REQUIREMENTS
Reading down the listing below, count the lines where the word "React" shows up, then give only that count.

──────── DATASET ROWS

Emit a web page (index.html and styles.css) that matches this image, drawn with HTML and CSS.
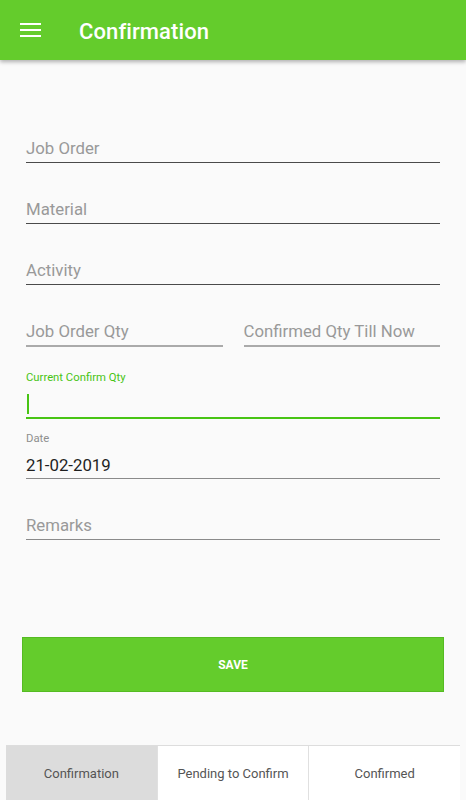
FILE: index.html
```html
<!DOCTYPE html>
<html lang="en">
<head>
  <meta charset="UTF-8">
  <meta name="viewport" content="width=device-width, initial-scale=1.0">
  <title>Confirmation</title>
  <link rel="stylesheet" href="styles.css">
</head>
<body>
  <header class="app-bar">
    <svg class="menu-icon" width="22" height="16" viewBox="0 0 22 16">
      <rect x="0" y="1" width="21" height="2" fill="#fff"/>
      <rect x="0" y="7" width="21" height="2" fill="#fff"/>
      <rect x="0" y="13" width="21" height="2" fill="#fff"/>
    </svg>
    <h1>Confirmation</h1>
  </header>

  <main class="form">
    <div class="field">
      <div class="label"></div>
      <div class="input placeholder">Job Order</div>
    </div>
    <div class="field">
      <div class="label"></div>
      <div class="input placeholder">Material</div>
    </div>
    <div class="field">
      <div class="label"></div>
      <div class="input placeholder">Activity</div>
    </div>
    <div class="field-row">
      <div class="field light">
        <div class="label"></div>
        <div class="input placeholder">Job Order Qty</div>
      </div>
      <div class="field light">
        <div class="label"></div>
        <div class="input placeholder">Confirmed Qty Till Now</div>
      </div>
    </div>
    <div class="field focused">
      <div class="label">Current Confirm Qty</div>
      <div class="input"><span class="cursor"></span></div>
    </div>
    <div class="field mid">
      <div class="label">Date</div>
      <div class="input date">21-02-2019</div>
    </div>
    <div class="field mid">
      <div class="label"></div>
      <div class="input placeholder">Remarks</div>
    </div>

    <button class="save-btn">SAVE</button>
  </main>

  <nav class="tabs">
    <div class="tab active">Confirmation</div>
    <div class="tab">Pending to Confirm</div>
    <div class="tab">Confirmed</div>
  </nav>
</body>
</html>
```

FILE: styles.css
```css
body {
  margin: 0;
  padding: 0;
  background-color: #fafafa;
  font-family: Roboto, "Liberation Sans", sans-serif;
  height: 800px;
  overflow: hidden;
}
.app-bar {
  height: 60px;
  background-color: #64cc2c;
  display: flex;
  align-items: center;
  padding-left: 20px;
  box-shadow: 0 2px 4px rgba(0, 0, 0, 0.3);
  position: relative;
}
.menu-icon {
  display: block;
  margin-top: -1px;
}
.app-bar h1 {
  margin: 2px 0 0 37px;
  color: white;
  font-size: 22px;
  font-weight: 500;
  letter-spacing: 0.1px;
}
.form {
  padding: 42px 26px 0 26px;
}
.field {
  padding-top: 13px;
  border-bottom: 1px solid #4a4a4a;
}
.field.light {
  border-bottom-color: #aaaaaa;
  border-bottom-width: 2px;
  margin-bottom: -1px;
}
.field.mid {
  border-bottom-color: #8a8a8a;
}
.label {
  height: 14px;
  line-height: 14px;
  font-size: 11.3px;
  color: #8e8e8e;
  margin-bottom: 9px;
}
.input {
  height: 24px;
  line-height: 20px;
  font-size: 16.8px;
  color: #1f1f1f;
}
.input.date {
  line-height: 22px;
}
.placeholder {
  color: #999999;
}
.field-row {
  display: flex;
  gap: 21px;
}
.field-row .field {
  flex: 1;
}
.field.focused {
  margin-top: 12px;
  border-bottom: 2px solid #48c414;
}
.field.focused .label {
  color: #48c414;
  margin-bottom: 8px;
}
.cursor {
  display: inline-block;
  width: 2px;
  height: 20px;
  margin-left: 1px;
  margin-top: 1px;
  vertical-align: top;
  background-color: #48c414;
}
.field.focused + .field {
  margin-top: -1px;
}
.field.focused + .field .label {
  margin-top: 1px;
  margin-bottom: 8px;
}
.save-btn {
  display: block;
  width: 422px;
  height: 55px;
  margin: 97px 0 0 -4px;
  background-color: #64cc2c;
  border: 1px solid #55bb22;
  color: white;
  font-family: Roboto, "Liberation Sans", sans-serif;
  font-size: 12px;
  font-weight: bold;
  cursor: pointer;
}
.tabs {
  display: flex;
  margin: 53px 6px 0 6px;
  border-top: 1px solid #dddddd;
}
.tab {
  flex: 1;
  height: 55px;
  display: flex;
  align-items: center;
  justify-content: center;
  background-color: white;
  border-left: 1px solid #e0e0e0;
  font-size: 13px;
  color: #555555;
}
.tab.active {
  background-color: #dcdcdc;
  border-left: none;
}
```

────────────────
──────── DATASET ROWS

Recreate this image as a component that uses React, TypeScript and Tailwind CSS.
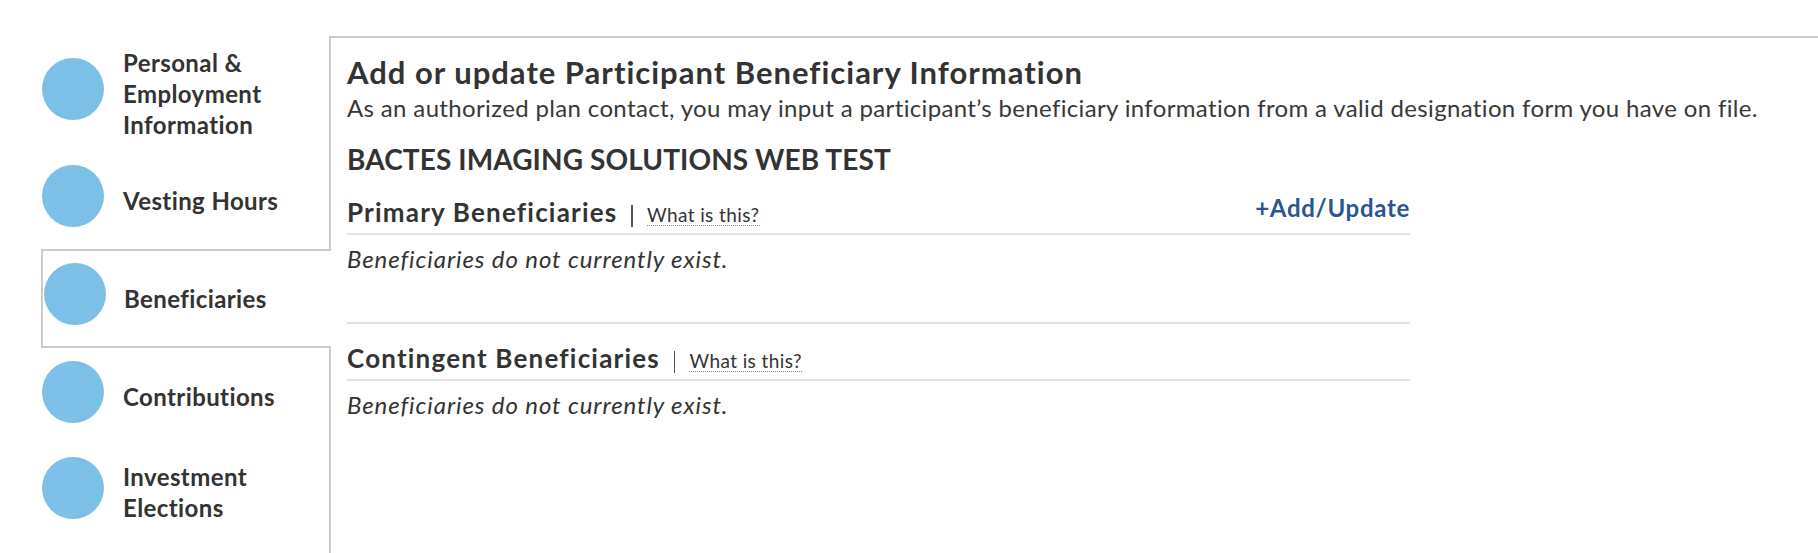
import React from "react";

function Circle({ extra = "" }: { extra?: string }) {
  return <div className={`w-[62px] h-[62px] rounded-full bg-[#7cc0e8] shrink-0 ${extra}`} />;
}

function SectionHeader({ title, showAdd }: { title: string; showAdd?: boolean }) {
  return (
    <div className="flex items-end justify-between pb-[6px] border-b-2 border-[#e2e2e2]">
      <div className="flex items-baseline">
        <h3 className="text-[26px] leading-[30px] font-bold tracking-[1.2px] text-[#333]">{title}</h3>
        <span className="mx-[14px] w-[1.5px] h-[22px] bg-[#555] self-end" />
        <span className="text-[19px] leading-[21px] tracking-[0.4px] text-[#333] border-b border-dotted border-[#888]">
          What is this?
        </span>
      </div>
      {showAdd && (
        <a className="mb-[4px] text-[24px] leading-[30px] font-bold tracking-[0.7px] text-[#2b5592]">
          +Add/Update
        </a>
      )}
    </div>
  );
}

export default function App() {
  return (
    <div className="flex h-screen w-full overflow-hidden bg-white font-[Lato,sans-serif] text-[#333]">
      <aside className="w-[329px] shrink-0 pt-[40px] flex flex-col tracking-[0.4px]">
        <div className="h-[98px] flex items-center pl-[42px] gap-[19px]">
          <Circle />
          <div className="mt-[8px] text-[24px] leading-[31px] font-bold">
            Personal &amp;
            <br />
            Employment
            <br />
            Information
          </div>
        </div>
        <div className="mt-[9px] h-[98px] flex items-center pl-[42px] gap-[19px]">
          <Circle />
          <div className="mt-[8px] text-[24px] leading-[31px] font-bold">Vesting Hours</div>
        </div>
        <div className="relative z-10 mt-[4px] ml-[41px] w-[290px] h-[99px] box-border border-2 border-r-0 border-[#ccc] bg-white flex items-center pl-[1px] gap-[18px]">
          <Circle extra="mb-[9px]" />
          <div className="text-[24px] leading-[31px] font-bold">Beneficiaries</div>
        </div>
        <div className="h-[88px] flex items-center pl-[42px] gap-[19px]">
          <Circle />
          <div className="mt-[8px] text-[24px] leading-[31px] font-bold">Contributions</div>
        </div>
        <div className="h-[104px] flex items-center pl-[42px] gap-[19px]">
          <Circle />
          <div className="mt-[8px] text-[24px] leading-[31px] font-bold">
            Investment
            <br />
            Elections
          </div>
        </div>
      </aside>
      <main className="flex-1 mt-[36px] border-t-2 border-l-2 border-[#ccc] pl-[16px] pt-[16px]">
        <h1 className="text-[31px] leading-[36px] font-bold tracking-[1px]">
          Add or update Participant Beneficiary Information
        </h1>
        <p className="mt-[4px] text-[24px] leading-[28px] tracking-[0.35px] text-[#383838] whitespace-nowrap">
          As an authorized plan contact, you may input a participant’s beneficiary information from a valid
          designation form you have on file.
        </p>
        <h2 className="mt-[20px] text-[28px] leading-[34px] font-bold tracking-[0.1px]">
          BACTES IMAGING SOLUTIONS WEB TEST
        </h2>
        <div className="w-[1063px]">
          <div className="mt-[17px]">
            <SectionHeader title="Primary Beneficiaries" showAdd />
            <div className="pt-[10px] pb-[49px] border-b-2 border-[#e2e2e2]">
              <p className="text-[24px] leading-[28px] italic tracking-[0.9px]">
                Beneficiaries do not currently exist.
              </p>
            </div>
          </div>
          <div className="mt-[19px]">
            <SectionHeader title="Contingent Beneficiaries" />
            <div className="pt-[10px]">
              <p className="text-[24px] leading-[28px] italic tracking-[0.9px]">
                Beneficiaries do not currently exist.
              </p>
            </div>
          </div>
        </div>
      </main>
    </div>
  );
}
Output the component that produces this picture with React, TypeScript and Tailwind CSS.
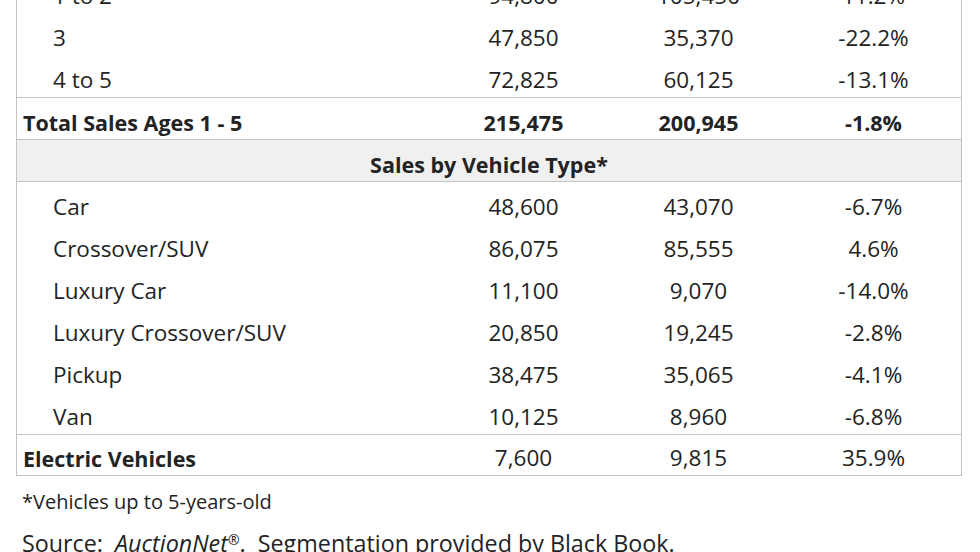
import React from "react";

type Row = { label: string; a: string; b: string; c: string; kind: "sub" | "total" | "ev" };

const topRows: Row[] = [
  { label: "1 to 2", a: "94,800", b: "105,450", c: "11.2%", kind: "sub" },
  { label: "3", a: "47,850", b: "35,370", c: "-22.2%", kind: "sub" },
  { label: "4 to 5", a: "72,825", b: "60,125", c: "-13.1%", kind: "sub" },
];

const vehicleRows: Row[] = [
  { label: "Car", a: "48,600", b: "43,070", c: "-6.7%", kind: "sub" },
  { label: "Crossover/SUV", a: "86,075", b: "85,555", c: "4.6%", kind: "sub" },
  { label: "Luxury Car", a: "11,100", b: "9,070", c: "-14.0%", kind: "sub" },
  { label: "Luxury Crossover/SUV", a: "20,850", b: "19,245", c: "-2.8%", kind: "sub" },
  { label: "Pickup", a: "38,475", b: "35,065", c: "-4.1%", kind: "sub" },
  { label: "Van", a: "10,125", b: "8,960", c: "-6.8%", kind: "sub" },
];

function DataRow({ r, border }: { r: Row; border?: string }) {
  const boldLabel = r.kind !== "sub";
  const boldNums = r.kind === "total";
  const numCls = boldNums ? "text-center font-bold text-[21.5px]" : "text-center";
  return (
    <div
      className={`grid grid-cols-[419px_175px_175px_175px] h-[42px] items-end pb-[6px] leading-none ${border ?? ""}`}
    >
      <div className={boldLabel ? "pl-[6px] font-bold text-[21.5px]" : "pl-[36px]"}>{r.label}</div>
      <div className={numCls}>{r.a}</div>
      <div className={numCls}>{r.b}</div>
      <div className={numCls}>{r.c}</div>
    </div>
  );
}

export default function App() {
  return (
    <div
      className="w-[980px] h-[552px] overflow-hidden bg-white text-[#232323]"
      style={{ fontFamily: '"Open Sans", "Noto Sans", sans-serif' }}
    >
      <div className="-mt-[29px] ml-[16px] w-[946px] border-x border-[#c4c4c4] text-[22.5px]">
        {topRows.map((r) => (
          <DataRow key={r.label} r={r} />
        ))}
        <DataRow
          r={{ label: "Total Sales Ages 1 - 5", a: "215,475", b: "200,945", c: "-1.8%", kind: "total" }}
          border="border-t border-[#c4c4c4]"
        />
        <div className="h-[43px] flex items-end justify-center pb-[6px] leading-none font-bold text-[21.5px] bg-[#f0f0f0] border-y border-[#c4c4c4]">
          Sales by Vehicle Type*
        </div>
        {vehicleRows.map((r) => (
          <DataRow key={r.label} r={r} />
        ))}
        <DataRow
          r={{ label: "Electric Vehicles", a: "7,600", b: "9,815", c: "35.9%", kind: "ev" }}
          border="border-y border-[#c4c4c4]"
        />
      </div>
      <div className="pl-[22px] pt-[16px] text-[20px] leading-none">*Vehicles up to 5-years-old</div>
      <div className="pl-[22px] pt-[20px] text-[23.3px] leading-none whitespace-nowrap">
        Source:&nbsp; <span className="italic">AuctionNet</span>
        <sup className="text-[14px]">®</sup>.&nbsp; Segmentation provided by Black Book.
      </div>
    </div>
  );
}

────────────────
──────── DATASET ROWS

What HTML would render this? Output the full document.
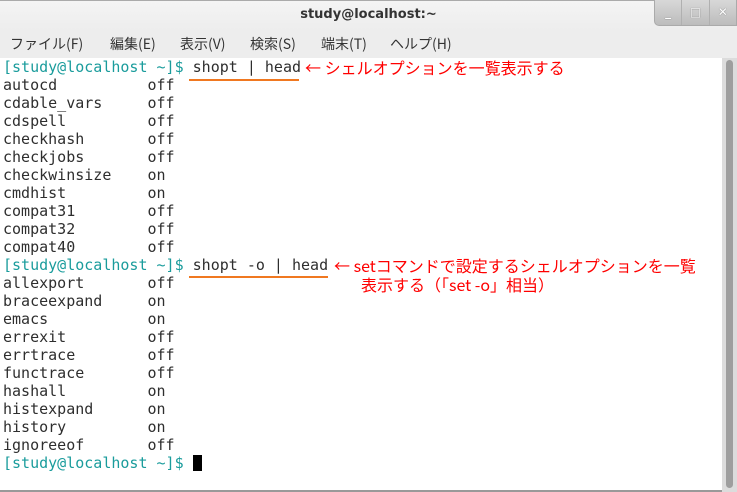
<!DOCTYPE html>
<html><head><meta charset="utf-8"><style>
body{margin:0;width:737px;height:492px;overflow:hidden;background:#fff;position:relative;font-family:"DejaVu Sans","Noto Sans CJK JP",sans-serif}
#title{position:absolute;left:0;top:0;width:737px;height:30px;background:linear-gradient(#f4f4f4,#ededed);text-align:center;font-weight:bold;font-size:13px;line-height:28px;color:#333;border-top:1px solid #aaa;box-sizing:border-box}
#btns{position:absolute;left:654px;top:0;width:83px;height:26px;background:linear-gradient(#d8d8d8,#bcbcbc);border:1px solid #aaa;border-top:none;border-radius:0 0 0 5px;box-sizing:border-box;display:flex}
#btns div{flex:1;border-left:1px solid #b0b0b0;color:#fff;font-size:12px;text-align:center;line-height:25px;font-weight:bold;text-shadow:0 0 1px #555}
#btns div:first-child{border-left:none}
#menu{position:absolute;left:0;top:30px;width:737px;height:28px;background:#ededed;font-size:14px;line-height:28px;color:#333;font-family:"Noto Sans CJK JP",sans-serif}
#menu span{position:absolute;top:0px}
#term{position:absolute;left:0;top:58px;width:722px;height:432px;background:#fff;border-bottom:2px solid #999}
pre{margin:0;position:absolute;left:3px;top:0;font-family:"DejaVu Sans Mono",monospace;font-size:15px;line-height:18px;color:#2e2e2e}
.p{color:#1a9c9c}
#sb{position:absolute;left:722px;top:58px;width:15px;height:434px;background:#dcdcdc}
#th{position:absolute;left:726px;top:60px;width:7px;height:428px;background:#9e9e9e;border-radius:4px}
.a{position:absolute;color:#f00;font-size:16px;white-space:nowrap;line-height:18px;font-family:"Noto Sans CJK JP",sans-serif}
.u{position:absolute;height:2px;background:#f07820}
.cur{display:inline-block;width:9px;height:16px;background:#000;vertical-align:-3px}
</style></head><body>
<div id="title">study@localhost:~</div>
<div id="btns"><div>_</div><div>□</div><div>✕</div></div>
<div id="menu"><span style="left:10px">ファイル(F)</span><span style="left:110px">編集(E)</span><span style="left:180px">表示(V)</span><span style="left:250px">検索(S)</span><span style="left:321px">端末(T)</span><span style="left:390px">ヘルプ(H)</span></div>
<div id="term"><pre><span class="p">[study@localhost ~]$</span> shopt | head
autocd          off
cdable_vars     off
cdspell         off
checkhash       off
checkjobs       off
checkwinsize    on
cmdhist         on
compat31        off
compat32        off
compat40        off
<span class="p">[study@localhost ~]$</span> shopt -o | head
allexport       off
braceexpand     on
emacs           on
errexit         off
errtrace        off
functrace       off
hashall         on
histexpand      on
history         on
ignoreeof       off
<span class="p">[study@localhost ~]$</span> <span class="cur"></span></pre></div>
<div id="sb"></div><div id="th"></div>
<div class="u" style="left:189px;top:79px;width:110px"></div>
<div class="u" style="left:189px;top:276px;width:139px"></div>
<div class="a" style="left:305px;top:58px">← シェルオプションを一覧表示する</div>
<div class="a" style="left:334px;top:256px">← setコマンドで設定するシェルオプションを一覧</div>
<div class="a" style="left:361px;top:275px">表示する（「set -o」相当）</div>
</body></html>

────────────────

EXERCISE ANSWER
4